● **What you have to do**: Exactly the lines from the start of the data below through the line that contains "const ORIGIN_X = 137;" are to be copied, with pictures left out.

● **Data lines**:
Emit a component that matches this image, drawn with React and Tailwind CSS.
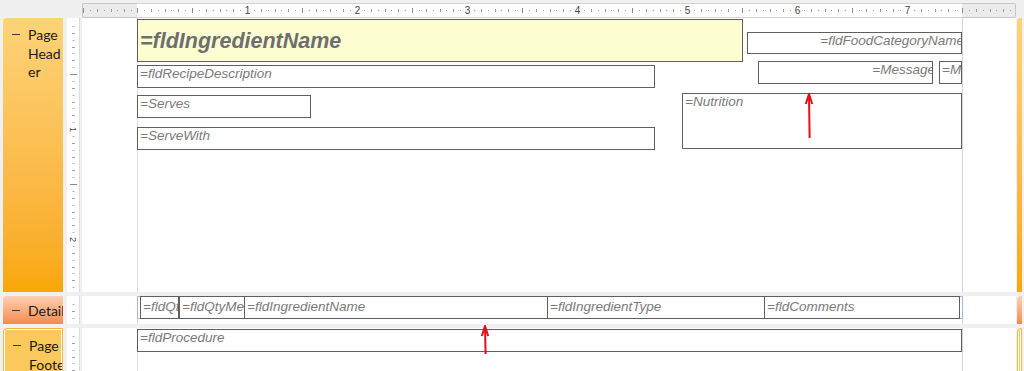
const PPI = 110;
const STEP = PPI / 16;
const ORIGIN_X = 137;

function HTicks({ from, width }) {
  const marks = [];
  const kStart = Math.ceil((from - ORIGIN_X) / STEP);
  const kEnd = Math.floor((from + width - ORIGIN_X) / STEP);
  for (let k = kStart; k <= kEnd; k++) {
    const x = Math.round(ORIGIN_X + k * STEP - from) + 0.5;
    const i = ((k % 16) + 16) % 16;
    if (i === 0 && k > 0) {
      marks.push(
        <text key={k} x={x} y={10} textAnchor="middle" fontSize="10" fill="#444" fontFamily="Liberation Sans, sans-serif">
          {k / 16}
        </text>
      );
    } else if (i === 8 || k === 0) {
      marks.push(<line key={k} x1={x} x2={x} y1={4} y2={9} stroke="#8a8a8a" strokeWidth="1" />);
    } else if (i % 2 === 0) {
      marks.push(<line key={k} x1={x} x2={x} y1={5} y2={8} stroke="#9a9a9a" strokeWidth="1" />);
    } else {
      marks.push(<rect key={k} x={x - 0.5} y={6} width={1} height={1} fill="#9a9a9a" />);
    }
  }
  return (
    <svg width={width} height={13} className="block">
      {marks}
    </svg>
  );
}

function VRuler({ height }) {
  const marks = [];
  const kEnd = Math.floor(height / STEP);
  for (let k = 1; k <= kEnd; k++) {
    const y = Math.round(1 + k * STEP) + 0.5;
    const i = k % 16;
    if (i === 0) {
      marks.push(
        <text
          key={k}
          x={6}
          y={y}
          transform={`rotate(90 6 ${y})`}
          textAnchor="middle"
          dominantBaseline="central"
          fontSize="9"
          fill="#444"
          fontFamily="Liberation Sans, sans-serif"
        >
          {k / 16}
        </text>
      );
    } else if (i === 8) {
      marks.push(<line key={k} x1={3} x2={10} y1={y} y2={y} stroke="#8a8a8a" />);
    } else if (i % 2 === 0) {
      marks.push(<line key={k} x1={5} x2={8} y1={y} y2={y} stroke="#a0a0a0" />);
    } else {
      marks.push(<line key={k} x1={5.5} x2={7.5} y1={y} y2={y} stroke="#b0b0b0" />);
    }
  }
  return (
    <div className="w-[12px] shrink-0 bg-white">
      <svg width={12} height={height} className="block">
        {marks}
      </svg>
    </div>
  );
}

function Band({ lines, className, pt }) {
  return (
    <div className={`ml-[3px] w-[60px] shrink-0 overflow-hidden ${className}`}>
      <div className={`flex gap-[8px] pl-[9px] ${pt}`}>
        <div className="mt-[8px] h-px w-[8px] shrink-0 bg-[#3a3a3a]" />
        <div className="font-['Lato',sans-serif] text-[14px] leading-[18.67px] text-[#1a1a1a]">
          {lines.map((l) => (
            <div key={l} className="whitespace-nowrap">
              {l}
            </div>
          ))}
        </div>
      </div>
    </div>
  );
}

function Field({ text, className, align = "left" }) {
  return (
    <div
      className={`absolute flex overflow-hidden border border-[#5f5f5f] bg-white ${
        align === "right" ? "justify-end" : "pl-[2px]"
      } ${className}`}
    >
      <span className={`whitespace-nowrap text-[13.5px] italic leading-[16px] text-[#7a7a7a] ${align === "right" ? "mr-[-3px]" : ""}`}>
        {text}
      </span>
    </div>
  );
}

// detail row cells sit side by side inside the layout outline
function Cell({ text, width }) {
  return (
    <div className={`flex h-[23px] shrink-0 overflow-hidden border border-[#5f5f5f] bg-white pl-[2px] pt-[2px] ${width}`}>
      <span className="whitespace-nowrap text-[13.5px] italic leading-[16px] text-[#7a7a7a]">{text}</span>
    </div>
  );
}

function Section({ height, band, strip, children }) {
  return (
    <div className="flex" style={{ height }}>
      {band}
      <div className="w-[4px] shrink-0" />
      <VRuler height={height} />
      <div className="w-[3px] shrink-0 border-l border-[#dcdcdc]" />
      <div className="relative w-[934px] shrink-0 overflow-hidden bg-white">
        <div className="absolute left-[55px] top-0 h-full w-px bg-[#dedede]" />
        <div className="absolute left-[880px] top-0 h-full w-px bg-[#d4d4d4]" />
        {children}
      </div>
      <div className="w-[1px] shrink-0" />
      <div className={`w-[5px] shrink-0 ${strip}`} />
    </div>
  );
}

function Arrow({ className, length }) {
  return (
    <svg width={12} height={length} className={`absolute ${className}`}>
      <path d={`M6 1 L6.6 ${length - 1}`} stroke="#e3101c" strokeWidth="2" fill="none" />
      <path d="M2.8 11 L6 1 L9.2 11" stroke="#e3101c" strokeWidth="2" fill="none" strokeLinejoin="miter" />
    </svg>
  );
}

const headerBand = "rounded-tl-[4px] bg-gradient-to-b from-[#fdd378] to-[#f9a700]";
const detailBand = "rounded-tl-[4px] bg-gradient-to-b from-[#fcd0b2] to-[#f58a4c]";
const footerBand = "rounded-tl-[4px] border border-[#f7b53a] bg-[#fbc85c] shadow-[inset_0_0_0_1px_#ffffff]";

export default function App() {
  return (
    <div className="relative h-[371px] w-[1024px] overflow-hidden bg-[#f0f0f0] font-['Liberation_Sans',Arial,sans-serif]">
      <div className="flex h-[18px] items-start pt-[3px]">
        <div className="w-[82px] shrink-0" />
        <div className="w-[55px] shrink-0 rounded-l-[2px] border border-r-0 border-[#c6c6c6] bg-[#ebebeb]">
          <HTicks from={82} width={53} />
        </div>
        <div className="w-[825px] shrink-0 border-y border-[#d4d4d4] bg-white">
          <HTicks from={137} width={825} />
        </div>
        <div className="w-[54px] shrink-0 rounded-r-[2px] border border-l-0 border-[#c6c6c6] bg-[#ebebeb]">
          <HTicks from={962} width={53} />
        </div>
      </div>

      <Section
        height={274}
        strip={headerBand}
        band={<Band className={headerBand} pt="pt-[8px]" lines={["Page", "Head", "er"]} />}
      >
        <div className="absolute left-[55px] top-[1px] flex h-[43px] w-[606px] items-center overflow-hidden border border-[#5f5f5f] bg-[#fdfdd2] pl-[2px] pt-[2px]">
          <span className="whitespace-nowrap text-[21.5px] font-bold italic text-[#6e6e6e]">=fldIngredientName</span>
        </div>
        <Field text="=fldRecipeDescription" className="left-[55px] top-[47px] h-[23px] w-[518px]" />
        <Field text="=Serves" className="left-[55px] top-[77px] h-[23px] w-[174px]" />
        <Field text="=ServeWith" className="left-[55px] top-[109px] h-[23px] w-[518px]" />
        <Field text="=fldFoodCategoryName" align="right" className="left-[665px] top-[14px] h-[22px] w-[215px]" />
        <Field text="=Message" align="right" className="left-[676px] top-[43px] h-[23px] w-[175px]" />
        <Field text="=M" className="left-[857px] top-[43px] h-[23px] w-[23px]" />
        <Field text="=Nutrition" className="left-[600px] top-[75px] h-[56px] w-[280px]" />
      </Section>

      <div className="h-[4px]" />

      <Section
        height={28}
        strip={detailBand}
        band={<Band className={detailBand} pt="pt-[6px]" lines={["Detail"]} />}
      >
        <div className="absolute left-[55px] top-0 flex h-[23px] w-[826px] items-start border border-[#a3bbdf] pl-[2px]">
          <div className="-mt-px flex">
            <Cell text="=fldQty" width="w-[39px]" />
            <Cell text="=fldQtyMeasure" width="w-[66px]" />
            <Cell text="=fldIngredientName" width="w-[304px] -ml-px" />
            <Cell text="=fldIngredientType" width="w-[218px] -ml-px" />
            <Cell text="=fldComments" width="w-[196px] -ml-px" />
          </div>
        </div>
      </Section>

      <div className="h-[4px]" />

      <Section
        height={60}
        strip={footerBand}
        band={<Band className={footerBand} pt="pt-[8px]" lines={["Page", "Foote", "r"]} />}
      >
        <Field text="=fldProcedure" className="left-[55px] top-[1px] h-[23px] w-[825px]" />
      </Section>

      <Arrow className="left-[803px] top-[93px]" length={46} />
      <Arrow className="left-[479px] top-[325px]" length={30} />
    </div>
  );
}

● **Written response**:
Emit a component that matches this image, drawn with React and Tailwind CSS.
const PPI = 110;
const STEP = PPI / 16;
const ORIGIN_X = 137;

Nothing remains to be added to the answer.